-------- Information shown

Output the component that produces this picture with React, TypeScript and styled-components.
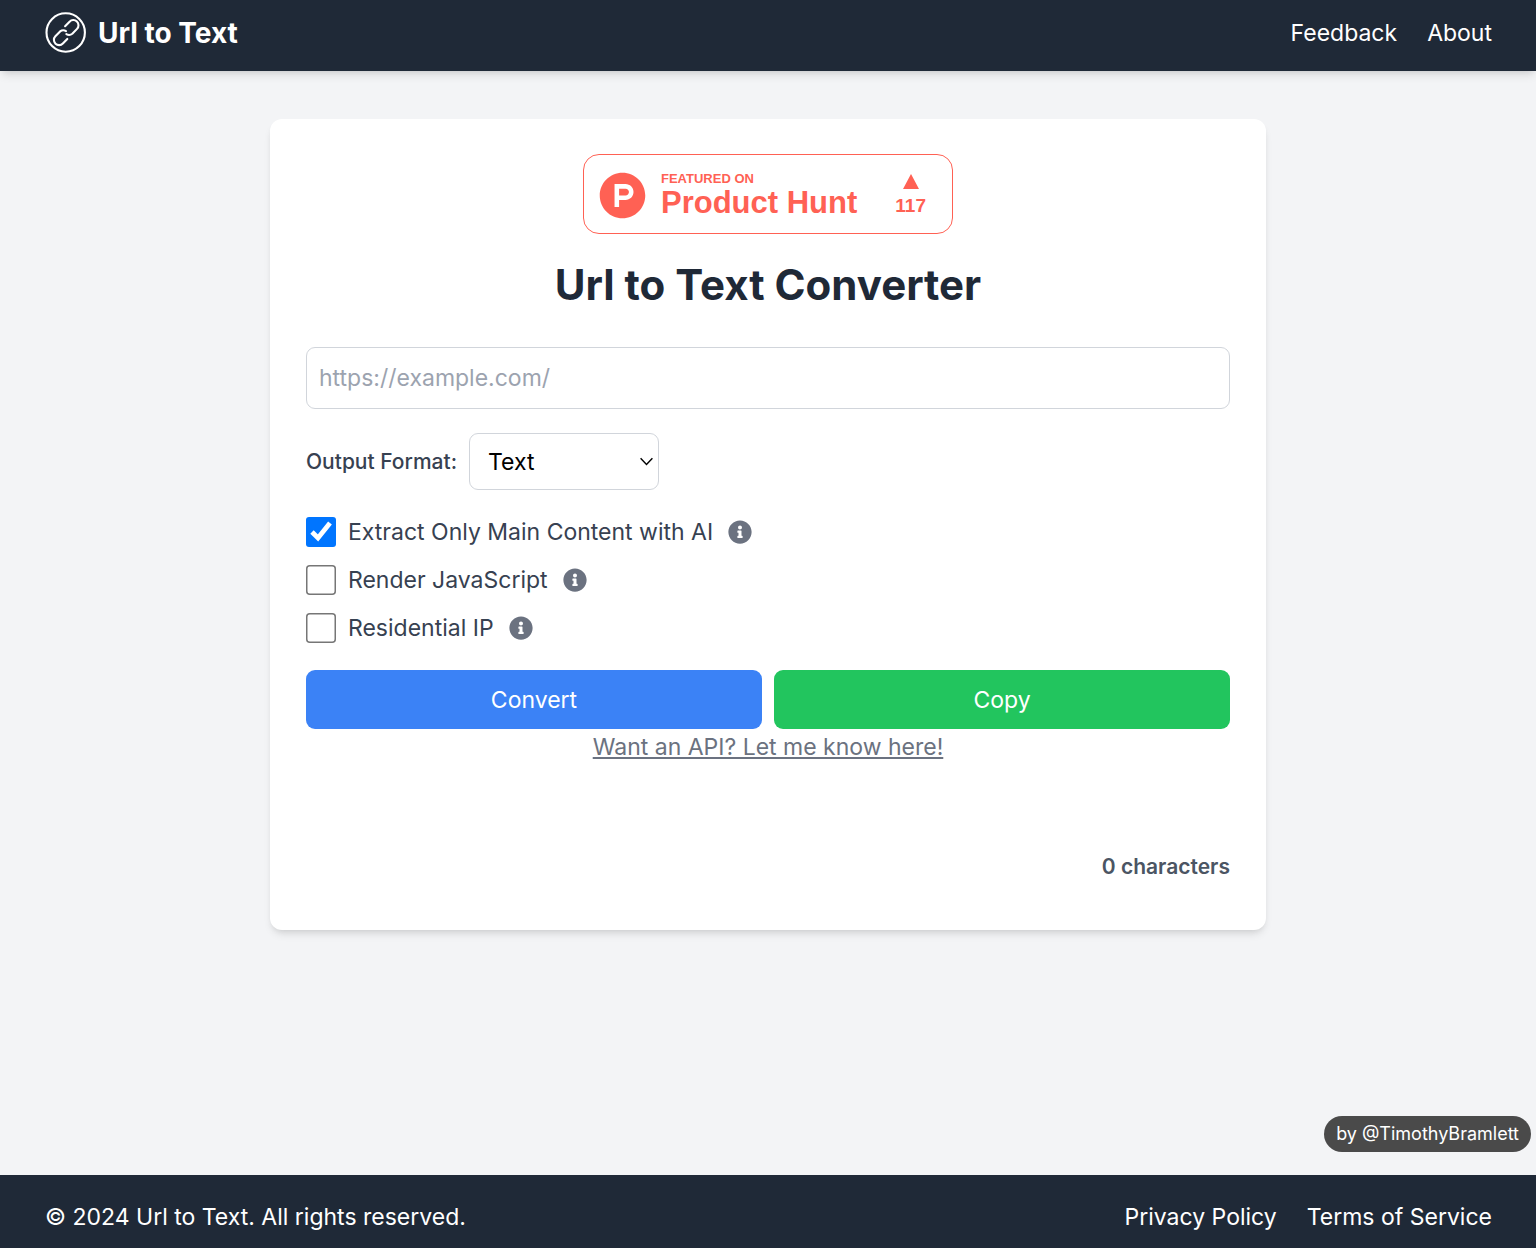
import React, { useState } from "react";
import styled, { createGlobalStyle } from "styled-components";
import { FaInfoCircle, FaProductHunt } from "react-icons/fa";

const GlobalStyle = createGlobalStyle`
  *, *::before, *::after { box-sizing: border-box; }
  body {
    margin: 0;
    background: #f3f4f6;
    color: #374151;
    font-family: Inter, "Liberation Sans", sans-serif;
    font-size: 23px;
    line-height: 36px;
  }
  h1, p, form { margin: 0; }
  input, select, button { font: inherit; }
`;

const Page = styled.div`
  display: flex;
  flex-direction: column;
  min-height: 100vh;
`;

const Header = styled.header`
  display: flex;
  align-items: center;
  justify-content: space-between;
  padding: 12px 44px 18px 45px;
  background: #1f2937;
  color: #fff;
  box-shadow: 0 6px 9px -2px rgba(0, 0, 0, 0.1), 0 3px 6px -3px rgba(0, 0, 0, 0.1);
`;

const Brand = styled.a`
  display: flex;
  align-items: center;
  gap: 12px;
  color: inherit;
  font-size: 28px;
  font-weight: 700;
  text-decoration: none;
`;

const LinkRow = styled.nav`
  display: flex;
  gap: 30px;
`;

const BarLink = styled.a`
  color: inherit;
  text-decoration: none;
`;

const Main = styled.main`
  flex: 1;
  display: flex;
  justify-content: center;
  align-items: flex-start;
  padding: 48px 24px;
`;

const Card = styled.section`
  width: 100%;
  max-width: 996px;
  display: flex;
  flex-direction: column;
  padding: 35px 36px 48px;
  border-radius: 12px;
  background: #fff;
  box-shadow: 0 6px 9px -2px rgba(0, 0, 0, 0.1), 0 3px 6px -3px rgba(0, 0, 0, 0.1);
`;

const HuntBadge = styled.a`
  align-self: center;
  display: flex;
  align-items: center;
  width: 370px;
  height: 80px;
  padding: 2px 26px 0 15px;
  border: 1px solid #ff6154;
  border-radius: 16px;
  color: #ff6154;
  font-family: "Liberation Sans", Arial, sans-serif;
  font-weight: 700;
  text-decoration: none;
`;

const HuntText = styled.span`
  display: flex;
  flex-direction: column;
  flex: 1;
  padding-left: 15px;
`;

const HuntLabel = styled.span`
  font-size: 13px;
  line-height: 16px;
`;

const HuntName = styled.span`
  font-size: 31px;
  line-height: 32px;
`;

const HuntVotes = styled.span`
  display: flex;
  flex-direction: column;
  align-items: center;
  gap: 6px;
  font-size: 19px;
  line-height: 22px;
`;

const Title = styled.h1`
  padding: 24px 0 35px;
  color: #1f2937;
  font-size: 42px;
  font-weight: 700;
  line-height: 54px;
  text-align: center;
`;

const Form = styled.form`
  display: flex;
  flex-direction: column;
  gap: 24px;
`;

const UrlInput = styled.input`
  width: 100%;
  height: 62px;
  padding: 0 12px;
  border: 1px solid #d1d5db;
  border-radius: 9px;
  background: #fff;
  color: #000;
  &::placeholder { color: #9ca3af; opacity: 1; }
`;

const FormatRow = styled.div`
  display: flex;
  align-items: center;
  gap: 12px;
`;

const FormatLabel = styled.label`
  font-size: 21px;
  font-weight: 500;
`;

const SelectBox = styled.div`
  display: grid;
  align-items: center;
  > * { grid-area: 1 / 1; }
  > svg { justify-self: end; margin-right: 6px; pointer-events: none; }
`;

const Select = styled.select`
  appearance: none;
  width: 190px;
  height: 57px;
  padding: 0 18px;
  border: 1px solid #d1d5db;
  border-radius: 9px;
  background: #fff;
  color: #000;
`;

const Options = styled.div`
  display: flex;
  flex-direction: column;
  gap: 12px;
`;

const OptionRow = styled.div`
  display: flex;
  align-items: center;
  gap: 15px;
  color: #6b7280;
`;

const OptionLabel = styled.label`
  display: flex;
  align-items: center;
  gap: 12px;
  color: #374151;
`;

const Checkbox = styled.input`
  zoom: 150%;
  width: 20px;
  height: 20px;
  margin: 0;
`;

const Actions = styled.div`
  display: grid;
  grid-template-columns: 1fr 1fr;
  gap: 12px;
`;

const ActionButton = styled.button<{ $color: string }>`
  height: 59px;
  padding: 0;
  border: 0;
  border-radius: 9px;
  background: ${(p) => p.$color};
  color: #fff;
`;

const ApiLink = styled.a`
  align-self: center;
  color: #6b7280;
`;

const Counter = styled.p`
  padding-top: 87px;
  color: #4b5563;
  font-size: 21px;
  font-weight: 600;
  line-height: 30px;
  text-align: right;
`;

const AuthorPill = styled.a`
  position: fixed;
  right: 5px;
  bottom: 96px;
  padding: 0 12px;
  border-radius: 18px;
  background: #4a4a4a;
  color: #fff;
  font-size: 18px;
  text-decoration: none;
`;

const Footer = styled.footer`
  display: flex;
  justify-content: space-between;
  padding: 24px 44px 13px 45px;
  background: #1f2937;
  color: #fff;
`;

function LogoMark() {
  const link = "M3.8-5.2H10.2a5.2 5.2 0 0 1 5.2 5.2a5.2 5.2 0 0 1-5.2 5.2H3.4a5.2 5.2 0 0 1-4.4-4";
  return (
    <svg width="41" height="41" viewBox="0 0 41 41" fill="none" stroke="#fff" strokeWidth="2.1" aria-hidden="true">
      <circle cx="20.7" cy="20.5" r="19.2" />
      <g strokeLinecap="round" strokeLinejoin="round" transform="translate(21.2 20.6) rotate(-46)">
        <path d={link} />
        <path d={link} transform="rotate(180)" />
      </g>
    </svg>
  );
}

const settings = [
  { id: "extract", label: "Extract Only Main Content with AI", on: true },
  { id: "render", label: "Render JavaScript", on: false },
  { id: "residential", label: "Residential IP", on: false },
];

export default function App() {
  const [url, setUrl] = useState("");
  return (
    <>
      <GlobalStyle />
      <Page>
        <Header>
          <Brand href="#"><LogoMark />Url to Text</Brand>
          <LinkRow>
            <BarLink href="#feedback">Feedback</BarLink>
            <BarLink href="#about">About</BarLink>
          </LinkRow>
        </Header>
        <Main>
          <Card>
            <HuntBadge href="#product-hunt">
              <FaProductHunt size={47} aria-hidden="true" />
              <HuntText>
                <HuntLabel>FEATURED ON</HuntLabel>
                <HuntName>Product Hunt</HuntName>
              </HuntText>
              <HuntVotes>
                <svg width="16" height="15" viewBox="0 0 16 15" aria-hidden="true"><path d="M8 0 16 15H0Z" fill="#ff6154" /></svg>
                117
              </HuntVotes>
            </HuntBadge>
            <Title>Url to Text Converter</Title>
            <Form onSubmit={(e) => e.preventDefault()}>
              <UrlInput type="url" aria-label="URL" placeholder="https://example.com/" value={url} onChange={(e) => setUrl(e.target.value)} />
              <FormatRow>
                <FormatLabel htmlFor="format">Output Format:</FormatLabel>
                <SelectBox>
                  <Select id="format">
                    <option>Text</option>
                  </Select>
                  <svg width="13" height="9" viewBox="0 0 13 9" fill="none" stroke="#000" strokeWidth="1.4" aria-hidden="true"><path d="M.6 1.2 6.5 7.4 12.4 1.2" /></svg>
                </SelectBox>
              </FormatRow>
              <Options>
                {settings.map((s) => (
                  <OptionRow key={s.id}>
                    <OptionLabel htmlFor={s.id}>
                      <Checkbox type="checkbox" id={s.id} defaultChecked={s.on} />
                      {s.label}
                    </OptionLabel>
                    <FaInfoCircle size={24} aria-hidden="true" />
                  </OptionRow>
                ))}
              </Options>
              <Actions>
                <ActionButton type="submit" $color="#3b82f6">Convert</ActionButton>
                <ActionButton type="button" $color="#22c55e">Copy</ActionButton>
              </Actions>
            </Form>
            <ApiLink href="#api">Want an API? Let me know here!</ApiLink>
            <Counter>0 characters</Counter>
          </Card>
        </Main>
        <Footer>
          <span>© 2024 Url to Text. All rights reserved.</span>
          <LinkRow>
            <BarLink href="#privacy">Privacy Policy</BarLink>
            <BarLink href="#terms">Terms of Service</BarLink>
          </LinkRow>
        </Footer>
        <AuthorPill href="#author">by @TimothyBramlett</AuthorPill>
      </Page>
    </>
  );
}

----------------

## Given task
Report how many lines include the word "components". Give nothing but the number.

## Written reply
2